Testing the Assumption
The Apple Pencil concept exposed the limits of recreating paper on a screen.
- 01
Nobody picked up the Apple Pencil
Even when the stylus was available, scorekeepers used their fingers instead. Touch input felt more immediate during live scoring.
- 02
Handwriting made the data hard to read
Whether users wrote with a finger or Pencil, the output could still become messy and inconsistent. Athlete data needed to be readable after the game, not just recorded in the moment.
- 03
The paper layout became too cramped
Trying to fit every scoring field into one paper-like screen made the interface dense and difficult to scan while following live play.
Field User Testing
The second field test explored how scorekeepers should enter points and athlete data.
After the Apple Pencil direction proved too messy and overwhelming, the next round tested different touch-first scoring models. The goal was to understand whether scorekeepers should add the overall score first, record athlete-level data first, or use more direct point-entry controls.
Design A
Overall score first
Tested whether scorekeepers would add the overall team points first, then assign athlete data afterward. The point adder stayed near the top of the score to keep the main game state visible.
Design B
Athlete data first
Tested a model where each athlete and their scoring input came first, without a separate overall-score button. This explored whether team score could be built directly from player-level actions.
Design C
Direct +2 / +3 inputs
Replaced a generic add button with specific +2 and +3 controls for each athlete, testing whether more explicit scoring actions could reduce extra steps and decision-making.
Design D
Keyboard-supported input
Added a keyboard interaction after the first Apple Pencil test showed that users expected one to appear and that entering all data through a paper-like interface would feel overwhelming.
Result
Design C became the strongest direction because it matched how scorekeepers thought about scoring.

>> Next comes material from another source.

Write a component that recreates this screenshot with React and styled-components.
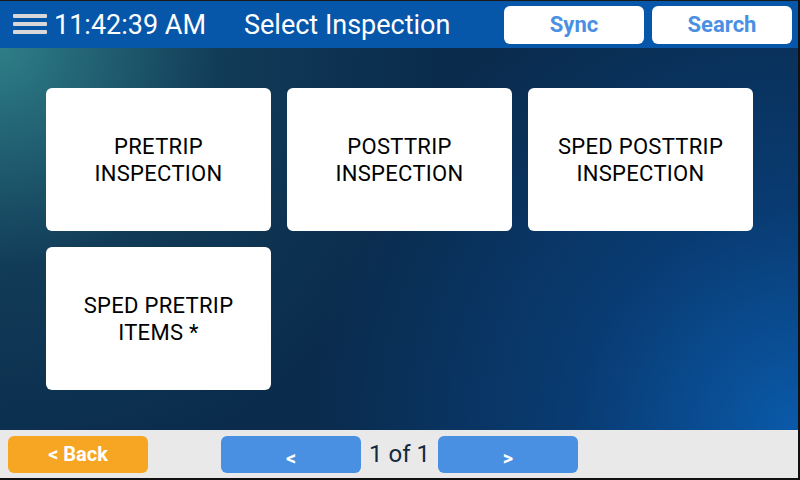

The test showed that users did not think about team points and athlete data as separate sequential steps. They understood scoring as one connected action: who scored, and how many points did they add?
Keyboard input performed the worst
The keyboard pulled scorekeepers out of the live scoring flow and made the experience feel slower, heavier, and more manual.

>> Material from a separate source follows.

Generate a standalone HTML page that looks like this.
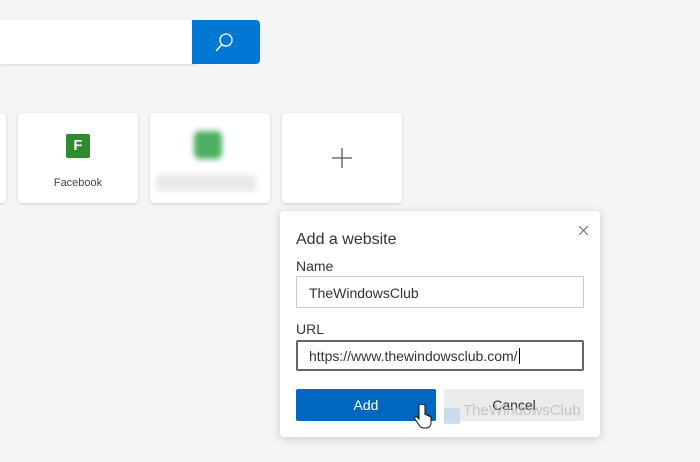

Athlete and score were intrinsically linked
Users did not think of adding points first and assigning athlete data later. The scoring action and the athlete action needed to happen together.
Surfaced +2 and +3 buttons were preferred
Design C was the favorite because the scoring actions were visible at the athlete level, reducing extra steps and making the flow easier to understand during live play.
Internal Testing
Internal testing compared speed against input accuracy.
When the event schedule slowed down during back-to-school season, testing continued internally with a semi-working UXPin prototype. Participants were asked to scorekeep from a five-minute game clip so the team could compare how different input models performed during simulated live play.
Prototype A
All actions surfaced
Prototype A placed all scoring actions directly on the screen without additional modals or pop-ups. This made the actions visible, but the number of controls created smaller tap targets and a higher risk of input mistakes.
Prototype B
Category add buttons with modal
Prototype B placed a plus button next to each athlete category, then opened a modal to select the addition. This made the interface feel cleaner, but added extra taps to complete a scoring action.
Result
70% of users preferred Prototype B, but the result revealed a tradeoff.
Prototype B felt cleaner and easier to understand because it reduced the number of visible controls on the screen. However, the extra modal step slowed down the scoring flow, while Prototype A’s surfaced actions were faster but harder to tap accurately.
Prototype A was faster but visually crowded
Surfacing every action reduced extra steps, but the button sizes became too small to reliably tap during scorekeeping.
Prototype B felt cleaner and more controlled
Most users preferred the modal-based version because it reduced visual density and made the screen easier to process.
The next direction needed to balance both
The strongest path was not simply A or B. The design needed the clarity of Prototype B without making users work through too many extra taps.
Final Prototype
The final test evaluated substitution tracking and the final scoring direction.
A scorekeeper built for the pace of the game.
The second round of internal testing focused on substitution because the previous test revealed uncertainty around how athletes should move in and out of active play. The final prototype also replaced the modal-based point entry with an overlay button layout, making athlete scoring actions more immediate.
Final Direction
The first version focused on fast scoring over complete athlete tracking.
After multiple rounds of testing, the team used the research findings to define a more practical first version of the scorekeeping app. The goal was to capture richer data than the existing scorekeeper without adding workflows that would slow scorekeepers down during live games.
- 01
Athlete names were deprioritized
Scorekeepers did not always have time to collect full athlete names from coaches before or during an event. Jersey numbers became a more realistic way to identify players in the first version.
- 02
Overall score still needed a fast path
Scorekeepers sometimes needed to quickly add points to the team score without assigning them to a specific athlete. The design needed to support that fallback to reduce scoring delays, even if it introduced some room for error.
- 03
Substitution tracking was removed from the first version
Subbing patterns varied too much across teams and events. Instead of requiring scorekeepers to sub players in and out, the direction shifted toward a long athlete list that could be rearranged as needed.
Outcome
The research helped define a realistic first version of the scorekeeping app.
The final direction moved away from recreating paper scorekeeping and toward a practical live scoring tool. By testing assumptions early, the team clarified which data was essential, which interactions slowed users down, and which features should be simplified for version one.
Research
Invalidated the Apple Pencil direction.
Testing showed that scorekeepers did not use the stylus and that handwriting created readability and density problems.
Product
Reduced scope for the first version.
The team deprioritized athlete names and substitution tracking so the app could support real event conditions without overloading scorekeepers.
Design
Prioritized speed and flexibility.
The final direction supported quick team scoring, jersey-number-based athlete tracking, and a rearrangeable athlete list.
Reflection
The biggest design decision was knowing what not to build yet.
This project reinforced that strong product design is not just about solving every problem at once. Athlete names, substitution tracking, and full paper-scorekeeping parity all sounded valuable, but testing showed they could slow down the core workflow. The better first version focused on speed, jersey numbers, flexible athlete lists, and a scoring model that fit the pace of live games.